Allí están ya los tipejos que iremos encontrando a cada paso y a cada paso más descarnados en su alma. Allí, también, gentes que viven en un mundo irreal y cuyos ojos no pueden ver la malicia. La segunda parte es una minuciosa demora en zonas de suburbios: hacinamientos humanos, miseria, mendigos, sórdidas tabernas, chulos, crímenes pasionales La tercera parte nos lleva de la zapatería a una panadería; cada vez la caída se apresura más. Inmediatamente surge el mundo que está fuera de la ley: vida de randas y busconas para quienes no existe la esperanza de redención, para quienes es una felicidad encontrar un hueco en las covachas de los hampones. Todo este mundo abigarrado apenas se une por otra cosa que por Manuel, el mozalbete a quien su madre, la pobre criada de doña Casiana, quiso dar estudios y la vida lo llevó — bandazo tras bandazo — a denigrarse en un caminar delictivo. Junto a Manuel, esas gentes elementales cuya voluntad se resuelve en barbarie o esas otras almas violentamente asidas al recuerdo e incapaces de adecuar el quehacer cotidiano con la memoria de días que el tiempo ha poetizado. El largo camino de las páginas está transido de notas, observaciones, paisajes, figurillas que apenas si duran, historias adventicias. Toda una técnica novelesca que rompe con las cerradas estructuras anteriores, pero con la ventaja de hacernos comprender la vida y de sentir a cada instante la emoción, no exenta de melancolía, de estar vivo. Para estas páginas valdrían bien unas palabras que el novelista puso en otra ocasión: «Yo necesito escribir entreteniéndome en el detalle, como el que va por el camino distraído, mirando este árbol, aquel arroyo y sin pensar demasiado adonde va. Para mi, en general, la tesis stendhaliana de que la originalidad y el interés está en el detalle me parece exacta».
Y esto es lo que La busca nos da: gentes que deambulan por nuestra misma senda o a las que vemos en la taberna, en la doctrina o en la tapia soleada: gentes que encierran en sí un mundo pequeño al que nuestra curiosidad no deja sin inquisición. Unas gentes que difícilmente llegan al amor y a las que el novelista ve con cariño y les hace el regalo de unos paisajes pintados a grandes rasgos, pero que rezuman ternura. Sólo el paisaje — la luz en arrebol, la tierra humedecida, la charca hundida — logra desasirse de un mundo sin caridad y sólo él da reposo a la crueldad de un vivir hostil.
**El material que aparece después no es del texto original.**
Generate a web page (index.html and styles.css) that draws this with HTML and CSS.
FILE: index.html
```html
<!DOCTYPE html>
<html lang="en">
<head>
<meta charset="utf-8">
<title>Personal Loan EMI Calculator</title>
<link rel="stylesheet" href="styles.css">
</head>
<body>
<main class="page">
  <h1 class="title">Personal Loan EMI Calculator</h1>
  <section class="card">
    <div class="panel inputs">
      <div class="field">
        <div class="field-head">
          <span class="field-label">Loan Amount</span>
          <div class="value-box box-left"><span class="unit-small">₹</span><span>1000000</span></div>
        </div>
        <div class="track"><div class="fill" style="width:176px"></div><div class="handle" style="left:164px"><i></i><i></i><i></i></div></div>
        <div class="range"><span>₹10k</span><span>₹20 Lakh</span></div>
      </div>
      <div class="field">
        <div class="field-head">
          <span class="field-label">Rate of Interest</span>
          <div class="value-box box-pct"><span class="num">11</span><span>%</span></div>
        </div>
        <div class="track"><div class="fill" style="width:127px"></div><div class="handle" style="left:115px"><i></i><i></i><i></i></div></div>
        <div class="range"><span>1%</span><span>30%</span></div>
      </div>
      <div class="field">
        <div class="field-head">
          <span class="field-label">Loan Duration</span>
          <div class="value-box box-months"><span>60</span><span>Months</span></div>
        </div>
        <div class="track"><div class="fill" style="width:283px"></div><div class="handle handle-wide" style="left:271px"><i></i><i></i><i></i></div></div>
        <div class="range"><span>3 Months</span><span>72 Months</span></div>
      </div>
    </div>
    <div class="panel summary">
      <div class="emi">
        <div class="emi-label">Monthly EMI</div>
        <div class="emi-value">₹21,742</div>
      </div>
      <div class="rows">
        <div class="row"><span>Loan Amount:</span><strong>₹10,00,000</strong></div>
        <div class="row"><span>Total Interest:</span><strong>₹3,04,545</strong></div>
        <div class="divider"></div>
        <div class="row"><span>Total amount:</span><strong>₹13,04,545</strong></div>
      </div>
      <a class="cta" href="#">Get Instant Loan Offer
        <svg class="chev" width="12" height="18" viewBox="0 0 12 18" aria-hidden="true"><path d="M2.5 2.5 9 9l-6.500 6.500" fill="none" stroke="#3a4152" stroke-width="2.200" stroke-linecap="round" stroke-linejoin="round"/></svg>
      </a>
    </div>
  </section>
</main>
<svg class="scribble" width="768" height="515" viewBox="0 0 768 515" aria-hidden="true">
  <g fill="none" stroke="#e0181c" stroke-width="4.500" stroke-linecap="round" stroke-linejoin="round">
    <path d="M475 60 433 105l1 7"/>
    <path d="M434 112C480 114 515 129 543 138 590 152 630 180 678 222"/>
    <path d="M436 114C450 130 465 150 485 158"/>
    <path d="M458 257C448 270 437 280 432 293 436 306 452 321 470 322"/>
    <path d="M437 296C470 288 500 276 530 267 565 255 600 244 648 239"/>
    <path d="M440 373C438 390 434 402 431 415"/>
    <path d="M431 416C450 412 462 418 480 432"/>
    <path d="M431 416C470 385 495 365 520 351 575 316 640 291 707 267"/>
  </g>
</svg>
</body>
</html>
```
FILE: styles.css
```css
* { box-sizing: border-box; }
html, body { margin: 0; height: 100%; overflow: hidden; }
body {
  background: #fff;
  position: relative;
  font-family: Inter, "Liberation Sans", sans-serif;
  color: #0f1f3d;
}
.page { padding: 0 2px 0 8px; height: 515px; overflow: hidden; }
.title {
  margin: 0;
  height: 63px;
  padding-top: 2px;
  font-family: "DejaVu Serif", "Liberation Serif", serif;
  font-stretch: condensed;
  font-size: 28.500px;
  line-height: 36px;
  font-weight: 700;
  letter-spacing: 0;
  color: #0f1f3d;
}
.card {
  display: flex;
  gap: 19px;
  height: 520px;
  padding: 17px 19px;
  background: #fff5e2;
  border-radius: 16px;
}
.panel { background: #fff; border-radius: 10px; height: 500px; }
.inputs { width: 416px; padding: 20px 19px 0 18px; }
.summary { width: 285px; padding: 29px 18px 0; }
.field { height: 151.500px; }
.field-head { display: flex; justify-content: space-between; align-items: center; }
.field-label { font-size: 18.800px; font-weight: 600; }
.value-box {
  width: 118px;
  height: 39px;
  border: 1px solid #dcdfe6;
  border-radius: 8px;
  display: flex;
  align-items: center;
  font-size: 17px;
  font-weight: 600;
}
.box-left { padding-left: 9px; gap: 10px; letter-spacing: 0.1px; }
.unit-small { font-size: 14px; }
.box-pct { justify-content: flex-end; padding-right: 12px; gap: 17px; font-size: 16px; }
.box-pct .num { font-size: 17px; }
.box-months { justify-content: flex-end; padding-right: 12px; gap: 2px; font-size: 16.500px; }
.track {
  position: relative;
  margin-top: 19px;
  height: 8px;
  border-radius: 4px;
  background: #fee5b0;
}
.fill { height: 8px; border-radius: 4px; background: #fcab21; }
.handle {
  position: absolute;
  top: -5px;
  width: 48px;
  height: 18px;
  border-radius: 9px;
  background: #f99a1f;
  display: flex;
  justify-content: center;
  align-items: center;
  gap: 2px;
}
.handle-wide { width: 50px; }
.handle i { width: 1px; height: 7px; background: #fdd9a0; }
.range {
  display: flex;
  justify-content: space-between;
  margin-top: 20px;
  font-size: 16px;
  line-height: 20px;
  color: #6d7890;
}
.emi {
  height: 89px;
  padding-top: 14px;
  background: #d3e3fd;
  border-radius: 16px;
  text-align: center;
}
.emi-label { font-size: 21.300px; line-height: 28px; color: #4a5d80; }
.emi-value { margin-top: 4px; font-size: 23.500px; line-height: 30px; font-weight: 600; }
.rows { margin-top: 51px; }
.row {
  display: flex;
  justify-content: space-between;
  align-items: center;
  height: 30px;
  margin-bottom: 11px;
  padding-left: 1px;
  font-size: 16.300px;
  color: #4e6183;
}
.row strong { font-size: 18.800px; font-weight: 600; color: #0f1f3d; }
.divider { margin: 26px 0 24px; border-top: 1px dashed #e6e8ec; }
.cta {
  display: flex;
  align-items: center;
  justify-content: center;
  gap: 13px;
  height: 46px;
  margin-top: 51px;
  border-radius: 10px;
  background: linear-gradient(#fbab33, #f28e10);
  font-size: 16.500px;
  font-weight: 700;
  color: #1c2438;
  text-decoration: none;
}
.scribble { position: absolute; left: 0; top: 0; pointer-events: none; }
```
Estas gentes no exigen retórica ni barroquismos: la descripción es directa, levantando — como con un escalpelo — las capas de tejidos que han de descubrir la víscera, pero y, esa es la maestría, bastando un solo trazo — un corte único — para que el monigote tendido a nuestras plantas nos enseñe su alma y podamos —viejo conocido — entablar coloquio en una lengua salpicada de jerga y de vulgarismos. Esta es otra de las adquisiciones de la novela: su vitalidad y su vivacidad. Para lograrla el autor ha recurrido a cuantos medios estaban a su alcance: la verdad,’ la sinceridad y la sencillez. El perfecto equilibrio de estos tres elementos ha producido tipos inolvidables o lugares por los que pensamos haber transitado muchas veces. Esto es lo que hace siglos logró el ignorado autor del Lazarillo y su receta continúa valiendo. El traer aquí la gran novela — tan breve — del XVI es porque Baroja ha cortado su pluma y ha sacado sus tipos de la mejor tradición hispánica: una y otra vez la picaresca nos ha venido a las mientes. Manuel es — ¡tanto!— mozo de muchos amos, bestia maltratada por todos los rebenques, camino in-cierto en cada paso. Y fondo de toda esta amargura unas modestas pretensiones de felicidad, un deseo de ser mejor, unos ojos y unas manos en busca de la buena senda. Y como en nuestra tradición, siempre puertas cerradas al bordón que llama implorando caridad.